Your instructions:
Each line below should be quoted exactly, please.

Information supplied:

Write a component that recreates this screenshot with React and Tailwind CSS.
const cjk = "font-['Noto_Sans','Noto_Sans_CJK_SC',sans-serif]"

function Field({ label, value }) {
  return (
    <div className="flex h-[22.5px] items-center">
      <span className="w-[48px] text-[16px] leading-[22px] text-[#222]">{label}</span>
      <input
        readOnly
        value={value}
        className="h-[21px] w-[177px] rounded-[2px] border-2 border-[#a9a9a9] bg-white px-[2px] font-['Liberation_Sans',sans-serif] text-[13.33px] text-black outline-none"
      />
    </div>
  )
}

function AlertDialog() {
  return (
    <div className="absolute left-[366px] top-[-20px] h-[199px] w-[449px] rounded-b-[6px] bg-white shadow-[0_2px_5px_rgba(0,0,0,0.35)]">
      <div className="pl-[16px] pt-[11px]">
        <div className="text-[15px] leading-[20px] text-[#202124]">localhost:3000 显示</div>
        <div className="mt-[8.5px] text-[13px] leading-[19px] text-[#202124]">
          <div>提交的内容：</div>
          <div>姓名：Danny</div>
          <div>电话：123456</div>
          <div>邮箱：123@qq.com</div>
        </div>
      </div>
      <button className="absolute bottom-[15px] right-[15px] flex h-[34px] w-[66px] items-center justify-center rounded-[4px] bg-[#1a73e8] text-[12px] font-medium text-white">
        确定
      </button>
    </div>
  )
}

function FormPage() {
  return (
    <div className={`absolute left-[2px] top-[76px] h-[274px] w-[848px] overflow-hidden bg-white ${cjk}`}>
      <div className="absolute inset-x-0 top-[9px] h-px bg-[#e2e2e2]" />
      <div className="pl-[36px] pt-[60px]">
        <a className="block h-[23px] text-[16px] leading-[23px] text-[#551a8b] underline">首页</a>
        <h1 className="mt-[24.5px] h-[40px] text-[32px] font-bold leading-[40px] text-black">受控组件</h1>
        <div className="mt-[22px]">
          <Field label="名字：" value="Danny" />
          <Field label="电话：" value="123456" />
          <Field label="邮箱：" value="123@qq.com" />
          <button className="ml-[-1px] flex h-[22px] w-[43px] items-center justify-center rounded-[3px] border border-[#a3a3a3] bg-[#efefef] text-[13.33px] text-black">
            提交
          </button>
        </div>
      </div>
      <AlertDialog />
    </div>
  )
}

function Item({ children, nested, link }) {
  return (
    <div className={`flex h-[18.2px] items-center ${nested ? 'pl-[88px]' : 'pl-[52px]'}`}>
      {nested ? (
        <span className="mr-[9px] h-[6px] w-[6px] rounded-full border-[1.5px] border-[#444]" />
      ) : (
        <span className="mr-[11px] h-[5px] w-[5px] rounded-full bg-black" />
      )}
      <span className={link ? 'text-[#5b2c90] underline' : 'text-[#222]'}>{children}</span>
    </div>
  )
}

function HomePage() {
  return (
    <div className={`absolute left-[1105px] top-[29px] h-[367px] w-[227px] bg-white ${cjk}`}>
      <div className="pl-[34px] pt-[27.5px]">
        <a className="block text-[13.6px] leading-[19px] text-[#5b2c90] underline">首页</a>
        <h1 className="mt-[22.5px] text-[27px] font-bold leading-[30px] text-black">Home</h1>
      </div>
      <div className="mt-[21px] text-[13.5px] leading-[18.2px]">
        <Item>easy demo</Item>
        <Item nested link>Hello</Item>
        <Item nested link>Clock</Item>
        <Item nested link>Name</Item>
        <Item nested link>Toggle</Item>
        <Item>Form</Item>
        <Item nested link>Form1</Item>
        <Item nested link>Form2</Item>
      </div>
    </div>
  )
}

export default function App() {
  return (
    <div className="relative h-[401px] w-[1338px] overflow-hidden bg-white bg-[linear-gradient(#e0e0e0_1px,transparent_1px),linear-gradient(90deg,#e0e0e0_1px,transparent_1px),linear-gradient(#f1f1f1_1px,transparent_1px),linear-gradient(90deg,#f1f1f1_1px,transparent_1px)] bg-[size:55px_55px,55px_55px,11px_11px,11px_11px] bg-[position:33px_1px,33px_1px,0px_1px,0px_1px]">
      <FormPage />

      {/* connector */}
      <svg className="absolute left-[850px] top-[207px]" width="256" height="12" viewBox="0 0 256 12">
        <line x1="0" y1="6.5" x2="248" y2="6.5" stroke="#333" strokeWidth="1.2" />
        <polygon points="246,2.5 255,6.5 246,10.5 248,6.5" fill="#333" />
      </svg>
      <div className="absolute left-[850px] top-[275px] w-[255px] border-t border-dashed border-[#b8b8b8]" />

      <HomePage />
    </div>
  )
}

The reply:
Write a component that recreates this screenshot with React and Tailwind CSS.
const cjk = "font-['Noto_Sans','Noto_Sans_CJK_SC',sans-serif]"

function Field({ label, value }) {
  return (
    <div className="flex h-[22.5px] items-center">
      <span className="w-[48px] text-[16px] leading-[22px] text-[#222]">{label}</span>
      <input
        readOnly
        value={value}
        className="h-[21px] w-[177px] rounded-[2px] border-2 border-[#a9a9a9] bg-white px-[2px] font-['Liberation_Sans',sans-serif] text-[13.33px] text-black outline-none"
      />
    </div>
  )
}

function AlertDialog() {
  return (
    <div className="absolute left-[366px] top-[-20px] h-[199px] w-[449px] rounded-b-[6px] bg-white shadow-[0_2px_5px_rgba(0,0,0,0.35)]">
      <div className="pl-[16px] pt-[11px]">
        <div className="text-[15px] leading-[20px] text-[#202124]">localhost:3000 显示</div>
        <div className="mt-[8.5px] text-[13px] leading-[19px] text-[#202124]">
          <div>提交的内容：</div>
          <div>姓名：Danny</div>
          <div>电话：123456</div>
          <div>邮箱：123@qq.com</div>
        </div>
      </div>
      <button className="absolute bottom-[15px] right-[15px] flex h-[34px] w-[66px] items-center justify-center rounded-[4px] bg-[#1a73e8] text-[12px] font-medium text-white">
        确定
      </button>
    </div>
  )
}

function FormPage() {
  return (
    <div className={`absolute left-[2px] top-[76px] h-[274px] w-[848px] overflow-hidden bg-white ${cjk}`}>
      <div className="absolute inset-x-0 top-[9px] h-px bg-[#e2e2e2]" />
      <div className="pl-[36px] pt-[60px]">
        <a className="block h-[23px] text-[16px] leading-[23px] text-[#551a8b] underline">首页</a>
        <h1 className="mt-[24.5px] h-[40px] text-[32px] font-bold leading-[40px] text-black">受控组件</h1>
        <div className="mt-[22px]">
          <Field label="名字：" value="Danny" />
          <Field label="电话：" value="123456" />
          <Field label="邮箱：" value="123@qq.com" />
          <button className="ml-[-1px] flex h-[22px] w-[43px] items-center justify-center rounded-[3px] border border-[#a3a3a3] bg-[#efefef] text-[13.33px] text-black">
            提交
          </button>
        </div>
      </div>
      <AlertDialog />
    </div>
  )
}

function Item({ children, nested, link }) {
  return (
    <div className={`flex h-[18.2px] items-center ${nested ? 'pl-[88px]' : 'pl-[52px]'}`}>
      {nested ? (
        <span className="mr-[9px] h-[6px] w-[6px] rounded-full border-[1.5px] border-[#444]" />
      ) : (
        <span className="mr-[11px] h-[5px] w-[5px] rounded-full bg-black" />
      )}
      <span className={link ? 'text-[#5b2c90] underline' : 'text-[#222]'}>{children}</span>
    </div>
  )
}

function HomePage() {
  return (
    <div className={`absolute left-[1105px] top-[29px] h-[367px] w-[227px] bg-white ${cjk}`}>
      <div className="pl-[34px] pt-[27.5px]">
        <a className="block text-[13.6px] leading-[19px] text-[#5b2c90] underline">首页</a>
        <h1 className="mt-[22.5px] text-[27px] font-bold leading-[30px] text-black">Home</h1>
      </div>
      <div className="mt-[21px] text-[13.5px] leading-[18.2px]">
        <Item>easy demo</Item>
        <Item nested link>Hello</Item>
        <Item nested link>Clock</Item>
        <Item nested link>Name</Item>
        <Item nested link>Toggle</Item>
        <Item>Form</Item>
        <Item nested link>Form1</Item>
        <Item nested link>Form2</Item>
      </div>
    </div>
  )
}

export default function App() {
  return (
    <div className="relative h-[401px] w-[1338px] overflow-hidden bg-white bg-[linear-gradient(#e0e0e0_1px,transparent_1px),linear-gradient(90deg,#e0e0e0_1px,transparent_1px),linear-gradient(#f1f1f1_1px,transparent_1px),linear-gradient(90deg,#f1f1f1_1px,transparent_1px)] bg-[size:55px_55px,55px_55px,11px_11px,11px_11px] bg-[position:33px_1px,33px_1px,0px_1px,0px_1px]">
      <FormPage />

      {/* connector */}
      <svg className="absolute left-[850px] top-[207px]" width="256" height="12" viewBox="0 0 256 12">
        <line x1="0" y1="6.5" x2="248" y2="6.5" stroke="#333" strokeWidth="1.2" />
        <polygon points="246,2.5 255,6.5 246,10.5 248,6.5" fill="#333" />
      </svg>
      <div className="absolute left-[850px] top-[275px] w-[255px] border-t border-dashed border-[#b8b8b8]" />

      <HomePage />
    </div>
  )
}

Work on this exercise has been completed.